Saturday, 8 November 2014

Tasks---Interviews and Questionnaires

  How are interviews and questionnaires  used in research?

   1. what is interview?

  • An interview is a conversation between two or more people where questions are asked by the interviewer to elicit facts or statements from the interviewee. Interviews are a standard part of journalism and medium reporting, but are also employed in many other situations, including  qualitative research. (Resource from Wikipedia)
  • Interviews with a specific purpose and a set of scientific design, preparation and implementation of the principle .
    2. what is questionnaires?
  • A questionnaire is a research instrument consisting of a series of questions and other prompts for the purpose of gathering information from respondents. (Resource from Wikipedia)
   3. How are interviews and questionnaires used in research?
  • The first question is whom should we interview and questionnaires? As in all surveys, using either questionnaire or interview as the means of data collection, we should attempt to involve as many participants as possible. And interviews and questionnaires are a time-intensive research instrument, so we must chosen for particular interest which is according to our research purpose and theme. (For example, we would like evaluate some school equipment, we could find people who are students or staffs. And people who usually use or attention to the school equipment and so on.) 
  • The second one is how will we get access?  In advance of thinking your study to allow potential participants time to consider whether or not they wish to be involved. Thinking about some situation will happen, for example people may refuse or reluctantly interviews, write questionnaires or online questionnaires. The places, times and persons are important elements.
  • And What questions should we ask?  Every interview and questionnaires must have a purpose, it must draw from some underlying expectations about what is the important information you are seeking.
  • How should I phrase we questions?  On the one hand you will want to avoid bias, to be careful not to ask questions in such a way that you lead respondents into providing confirmation of your own views rather than eliciting theirs. At least some of your questions should be designed so as to promote thought and give more choices.
  • What techniques should we use to get the best quality answers?    For interviews, there are a number of techniques researchers use in the natural course of the conversation to aid clarity, depth and validity. And the researcher engages in 'active' listening, which shows the interviewee that close attention is being paid to what they say, and also tries to keep the interviewee focused on the subject.      For questionnaires, these are used when you want to measure something that is latent (not directly observable, e.g. to measure an attitude.) You scale the answers like this. When designing a questionnaire you will typically utilize closed questions rather than open ones. With open questions they can respond how they want by writing their answer in the space provided.
  • How do we decide on what form of interview to use? To develop empathy with interviewees and win their confidence,and in order not to impose one's own influence on the interviewee.
     (Sources from: http://www.edu.plymouth.ac.uk/resined/interviews/inthome.htm)
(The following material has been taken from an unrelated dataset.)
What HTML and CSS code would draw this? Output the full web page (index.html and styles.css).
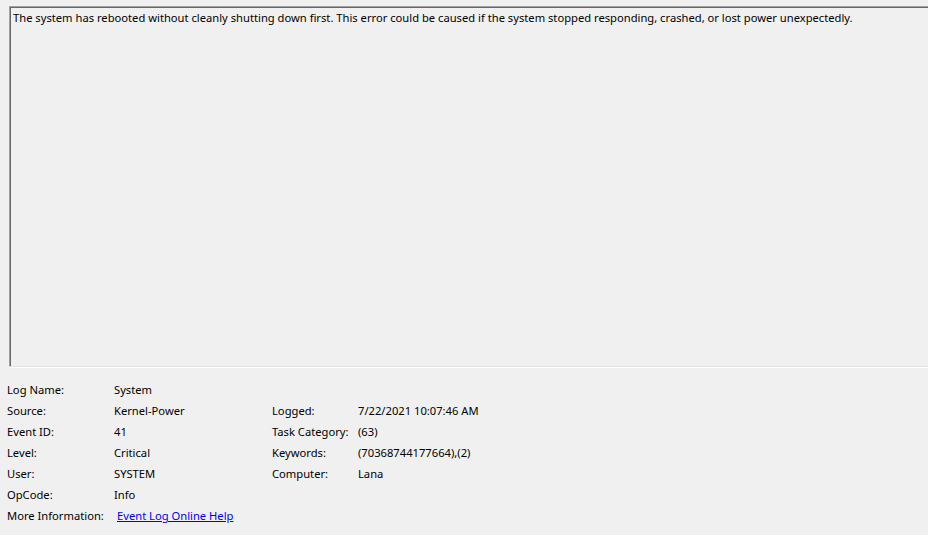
FILE: index.html
```html
<!DOCTYPE html>
<html>
<head>
<meta charset="utf-8">
<link rel="stylesheet" href="styles.css">
</head>
<body>
<div class="desc">
  <div class="desc-text">The system has rebooted without cleanly shutting down first. This error could be caused if the system stopped responding, crashed, or lost power unexpectedly.</div>
</div>
<div class="details">
  <div class="lbl">Log Name:</div><div class="val">System</div><div></div><div></div>
  <div class="lbl">Source:</div><div class="val">Kernel-Power</div><div class="lbl">Logged:</div><div class="val">7/22/2021 10:07:46 AM</div>
  <div class="lbl">Event ID:</div><div class="val">41</div><div class="lbl">Task Category:</div><div class="val">(63)</div>
  <div class="lbl">Level:</div><div class="val">Critical</div><div class="lbl">Keywords:</div><div class="val">(70368744177664),(2)</div>
  <div class="lbl">User:</div><div class="val">SYSTEM</div><div class="lbl">Computer:</div><div class="val">Lana</div>
  <div class="lbl">OpCode:</div><div class="val">Info</div><div></div><div></div>
  <div class="lbl">More Information:</div><div class="val"><a class="link" href="#">Event Log Online Help</a></div><div></div><div></div>
</div>
</body>
</html>
```
FILE: styles.css
```css
html, body {
  margin: 0;
  padding: 0;
  background: #f0f0f0;
  font-family: "Noto Sans", "Open Sans", sans-serif;
  font-size: 11.2px;
  color: #000;
}
body {
  width: 928px;
  height: 535px;
  overflow: hidden;
}
.desc {
  margin: 6px 0 0 9px;
  border-top: 1px solid #a0a0a0;
  border-left: 1px solid #a0a0a0;
  box-shadow: inset 1px 1px 0 #696969, 0 1px 0 #ffffff;
  border-bottom: 1px solid #e3e3e3;
  padding: 3px 0 0 3px;
  box-sizing: border-box;
  height: 361px;
}
.desc-text {
  line-height: 16px;
  white-space: nowrap;
}
.details {
  margin: 12px 0 0 7px;
  display: grid;
  grid-template-columns: 107px 158px 86px auto;
  grid-auto-rows: 21px;
  align-items: center;
}
.lbl, .val {
  line-height: 21px;
  white-space: nowrap;
}
.link {
  color: #0000ff;
  text-decoration: underline;
  margin-left: 3px;
}
```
   4. What kinds of data/information can be gathered using these techniques?
  •  For questionnaires, we would assign each questionnaire a number too, and then add the data from each questionnaire in number form to a programme such as Excel, SPSS or Access, thus giving you the chance to generate charts and graphs to better illustrate your answers.  For interviews, you may be able to give the data collected in one more particularly significant interview in your appendices so that the reader has a chance of checking your interpretations and selections against their source. 
      (source from : http://www2.open.ac.uk/students/skillsforstudy/using-a-questionnaire.php)




   5.Questionnaires and interviews as primary and secondary research data
  • There are a range of resources available for secondary research: the most well-known are: published statistics: census, housing and social security data, published texts: theoretical work, secondary analyses by ‘experts’ and reports,media: documentaries for example, as a source of information,personal documents: diaries and so on.
  • Advantages about secondary research are:cheap and accessible - especially a University Library, often the only resource,  for example historical documents.
  • Disadvantages about secondary research are:lack of consistency of perspective, biases and inaccuracies can not be checked, the concern over whether any data can be totally separated from the context of its collection.
  • There are a range of resources available for primary research :social surveys, questionnaire surveys and interviews: informal or structured.
  • Advantages about primary research are:quick and cheap if the sample is small, computer could  quick analysis and repetition data, allows generalization to a larger population, verifiable by replication and re-questioning of interviewees/respondents.
  • Disadvantages about secondary research are:over-reliance on computed (statistical) analysis loses individual meanings and case study data, closed questions may constrain the data, respondents may interpret the questions differently, researchers can bias the data by concept definition and question framing, response rate may be low and selection non-random.